Spokane’s ‘normal’ snowpack drops 38% in the last year

ABOVE: Beginner and advanced skiers and snowboarders enjoy snow conditions at Mt. Spokane Ski and Snowboard Park on Jan. 23, 2022.  (Jesse Tinsley/The Spokesman-Review)

The Spokane-area snowpack has dropped significantly in the last year, which could have an impact on other parts of the environment over the summer.

According to data from the Natural Resources Conservation Service, Spokane’s snowpack level has dropped 38% from levels measured in February 2023. Last year, Spokane’s snowpack levels were recorded as being 93% of the normal snowpack measured over a period of 21 years. This year, Spokane has dropped to 55%.

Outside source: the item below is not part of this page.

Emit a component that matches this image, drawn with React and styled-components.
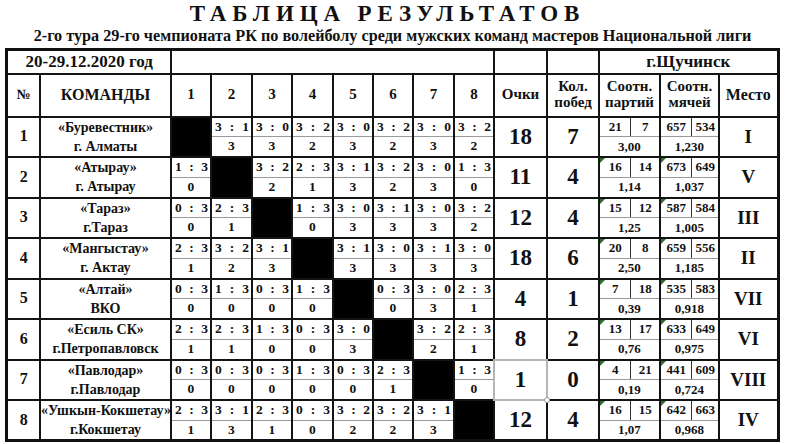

Laurie Nisbet, a meteorologist for Spokane’s National Weather Service office, said the snowpack is important for rivers and lakes during the summer months, since the water runs off the mountains. Usually that happens in May or June, she said, but it may melt quicker than normal. That could lead to drier soil, less than full lakes and more wildfire risk.

It’s not that Spokane hasn’t had normal precipitation, Nisbet said. It’s just warmer than usual.

For the calendar water year, which starts Oct. 1, Spokane has had 8.25 inches of water. The “normal” is 8.15. But much of Washington was in a drought emergency last year. Spokane was in a “moderate” drought, according to previous reporting from The Spokesman-Review.

Currently, the West Coast is seeing the effects of the El Niño phase of the El Niño-Southern Oscillation. During the El Niño phase warmer that usual waters in the Pacific Ocean cause a shift in the jet stream. The shift causes areas in the U.S. and Canada to be dryer and warmer than usual, according to the National Oceanic and Atmospheric Administration. Nisbet said forecasters have increasing confidence it will shift to the La Niña phase by next fall, which would lead to colder, wetter winters in Washington and bring some snowpack relief.

Editor’s note: This story was updated on Feb. 10, 2024, to correct the percentage of the Spokane area’s snowpack in 2023.